Iran has said it could suspend a part of its uranium-enrichment program and is ready to resume nuclear talks with the major powers without setting conditions, in what Western officials said Wednesday were signs that Tehran has been taken aback by the scale of international sanctions launched against it. U.S. and European diplomats welcomed Iran's offers, though with skepticism, given the tortuous history of Iran's negotiations during a seven-year international tug of war over the country's nuclear ambitions
Iran has said it could suspend a part of its uranium-enrichment program and is ready to resume nuclear talks with the major powers without setting conditions, in what Western officials said Wednesday were signs that Tehran has been taken aback by the scale of international sanctions launched against it.

U.S. and European diplomats welcomed Iran's offers, though with skepticism, given the tortuous history of Iran's negotiations during a seven-year international tug of war over the country's nuclear ambitions. Iran denies international allegations that it is pursuing nuclear weapons.

Speaking in Istanbul on Wednesday, Turkish Foreign Minister Ahmet Davutoglu said his Iranian counterpart, Manouchehr Mottaki, had pledged on Sunday to stop enriching uranium to the higher grade needed for a medical-research reactor, provided that world powers agree to a fuel-swap deal Tehran outlined in May with Turkey and Brazil.

A fuel-swap proposal was a centerpiece of the past year's talks with Iran, as United Nations Security Council members proposed sending Iranian uranium abroad in exchange for 20%-enriched fuel rods for its research reactor. Iran welcomed the deal, but then backed away, before formulating the May swap plan.

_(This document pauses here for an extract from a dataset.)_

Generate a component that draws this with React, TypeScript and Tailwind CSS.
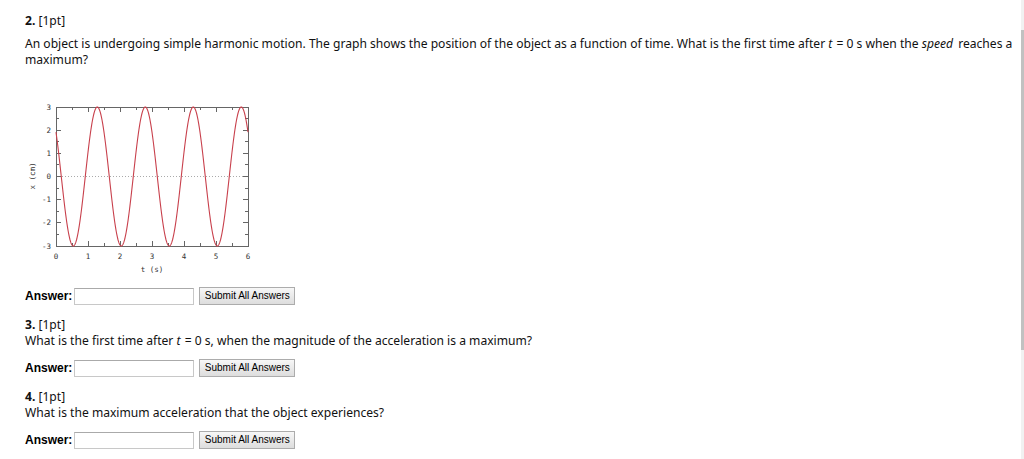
import React from "react";

const X0 = 36;
const X1 = 228;
const Y0 = 11;
const Y1 = 150;
const sx = (t: number) => X0 + ((X1 - X0) * t) / 6;
const sy = (v: number) => Y1 - ((Y1 - Y0) * (v + 3)) / 6;

function curvePath() {
  const w = (2 * Math.PI) / 1.5;
  let d = "";
  for (let i = 0; i <= 600; i++) {
    const t = (6 * i) / 600;
    const v = 3 * Math.cos(w * (t - 1.29));
    d += (i === 0 ? "M" : "L") + sx(t).toFixed(2) + " " + sy(v).toFixed(2) + " ";
  }
  return d;
}

function Graph() {
  const ticks: React.ReactNode[] = [];
  for (let i = 0; i <= 12; i++) {
    const t = i / 2;
    const len = i % 2 === 0 ? 5 : 3;
    const x = sx(t);
    ticks.push(<line key={"b" + i} x1={x} x2={x} y1={Y1} y2={Y1 - len} />);
    ticks.push(<line key={"t" + i} x1={x} x2={x} y1={Y0} y2={Y0 + len} />);
    const v = -3 + i / 2;
    const y = sy(v);
    ticks.push(<line key={"l" + i} x1={X0} x2={X0 + len} y1={y} y2={y} />);
    ticks.push(<line key={"r" + i} x1={X1} x2={X1 - len} y1={y} y2={y} />);
  }
  return (
    <svg width="240" height="180" className="block ml-[-5px]">
      <line x1={X0} x2={X1} y1={sy(0)} y2={sy(0)} stroke="#aaa" strokeWidth="1" strokeDasharray="1 2" />
      <g stroke="#666" strokeWidth="1" shapeRendering="crispEdges">
        <rect x={X0} y={Y0} width={X1 - X0} height={Y1 - Y0} fill="none" />
        {ticks}
      </g>
      <path d={curvePath()} fill="none" stroke="#c8404c" strokeWidth="1.1" />
      <g fill="#333" fontSize="7.5" fontFamily="'DejaVu Sans Mono', monospace">
        {[3, 2, 1, 0, -1, -2, -3].map((v) => (
          <text key={v} x={31} y={sy(v) + 2.5} textAnchor="end">
            {v}
          </text>
        ))}
        {[0, 1, 2, 3, 4, 5, 6].map((t) => (
          <text key={t} x={sx(t)} y={163} textAnchor="middle">
            {t}
          </text>
        ))}
        <text x={132} y={176} textAnchor="middle">t (s)</text>
        <text x={15} y={80} textAnchor="middle" transform="rotate(-90 15 80)">x (cm)</text>
      </g>
    </svg>
  );
}

function AnswerRow({ className = "" }: { className?: string }) {
  return (
    <div className={"flex items-center h-[18px] " + className}>
      <span className="font-['Liberation_Sans',Arial,sans-serif] text-[12px] font-bold text-black">Answer:</span>
      <input
        type="text"
        className="ml-[2px] w-[120px] h-[17px] bg-white border border-[#c8c8c8] border-t-[#aaa] outline-none"
      />
      <button className="ml-[5px] w-[96px] h-[18px] border border-[#acacac] bg-gradient-to-b from-[#f7f7f7] to-[#dddddd] font-['Liberation_Sans',Arial,sans-serif] text-[10px] text-black leading-none">
        Submit All Answers
      </button>
    </div>
  );
}

function Header({ n, className = "" }: { n: number; className?: string }) {
  return (
    <div className={"leading-[16px] " + className}>
      <b>{n}.</b> [1pt]
    </div>
  );
}

export default function App() {
  return (
    <div className="flex w-[1024px] h-[459px] bg-white overflow-hidden">
      <div className="flex-1 pl-[25px] pr-[6px] pt-[13px] font-['Noto_Sans',sans-serif] text-[12.1px] text-[#111]">
        <Header n={2} />
        <p className="leading-[16px] mt-[7px]">
          An object is undergoing simple harmonic motion. The graph shows the position of the object as a function of
          time. What is the first time after <i className="pr-[1px]">t</i> = 0 s when the <i className="pr-[2px]">speed</i>{" "}
          reaches a maximum?
        </p>
        <div className="mt-[28px]">
          <Graph />
        </div>
        <AnswerRow className="mt-[11px]" />
        <Header n={3} className="mt-[12px]" />
        <p className="leading-[16px]">
          What is the first time after <i className="pr-[1px]">t</i> = 0 s, when the magnitude of the acceleration is a
          maximum?
        </p>
        <AnswerRow className="mt-[10px]" />
        <Header n={4} className="mt-[12px]" />
        <p className="leading-[16px]">What is the maximum acceleration that the object experiences?</p>
        <AnswerRow className="mt-[10px]" />
      </div>
      <div className="w-[3px] bg-[#f1f1f1] pt-[30px]">
        <div className="h-[320px] bg-[#c1c1c1]" />
      </div>
    </div>
  );
}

But Iran insisted it would also continue enriching its own nuclear fuel to 20% -- a step, many international officials believed, toward creating nuclear weapons. Last month, the U.N. imposed fresh sanctions against Iran. The U.S. and European Union followed with their own harsher measures.

Mr. Mottaki said "there will be no need for Iran to continue 20% enrichment if the Tehran Agreement was realized and the country gets the fuel it needs," Mr. Davutoglu told a joint news conference with German Foreign Minister Guido Westerwelle.

A spokesman for Iran's foreign ministry couldn't be reached to comment.

U.S. officials Wednesday said they were studying Iran's recent discussions with Turkey as well as a letter Tehran sent Monday to the U.N.'s nuclear watchdog, the International Atomic Energy Agency. But the Obama administration's initial response to the letter was negative.

One official briefed on Tehran's correspondence said Iran appears to be seeking to use the fuel-swap proposal as a tool to weaken sanctions without addressing Washington's concerns about Iran's broader nuclear program. The official said Iran doesn't answer in the letter specific questions raised by the U.S., Russia and France -- the so-called Vienna Group -- about Iran's May fuel-swap agreement.

And Iran, through the letter, seeks to make Turkey, Brazil and the Vienna Group its diplomatic interlocutor, instead of the five U.N. Security Council members plus Germany.

"There's a concern that Iran is pursuing the fuel swap as a way to weaken sanctions and avoid the important questions," said a U.S. official working on Iran.

EU foreign policy representative Catherine Ashton also has been in correspondence with Iran about a September meeting, Western diplomats say. Here, too, they say, Tehran has avoided committing to direct negotiations about its wider nuclear program and has sought to include Turkey and Brazil in future negotiations.

U.S. and European diplomats said they believe the rash of new economic sanctions imposed on Tehran over the past two months has rattled the Iranian leadership. They said they have heard from Iranian officials, through interlocutors, that financial penalties the EU imposed this week were much more expansive than Tehran anticipated. The diplomats said there are already signs that the combination of new U.N., EU and U.S. sanctions are starting to have an impact on Iran's economy.

More than a dozen Iranian cargo ships have been stuck in Iranian ports in recent weeks, said a European official, due to their difficulties in obtaining insurance. European air-traffic controllers have also grounded Iranian airliners due to their failure to meet safety regulations.

"We've been getting more messages than usual that they'd like to get involved in talks," said the European official in Iran.

Iranian officials in recent days have publicly dismissed the sanctions, saying they will be ineffective. "By imposing sanctions they [can] not block the way of Iranian nation," President Mahmoud Ahmadinejad said Wednesday.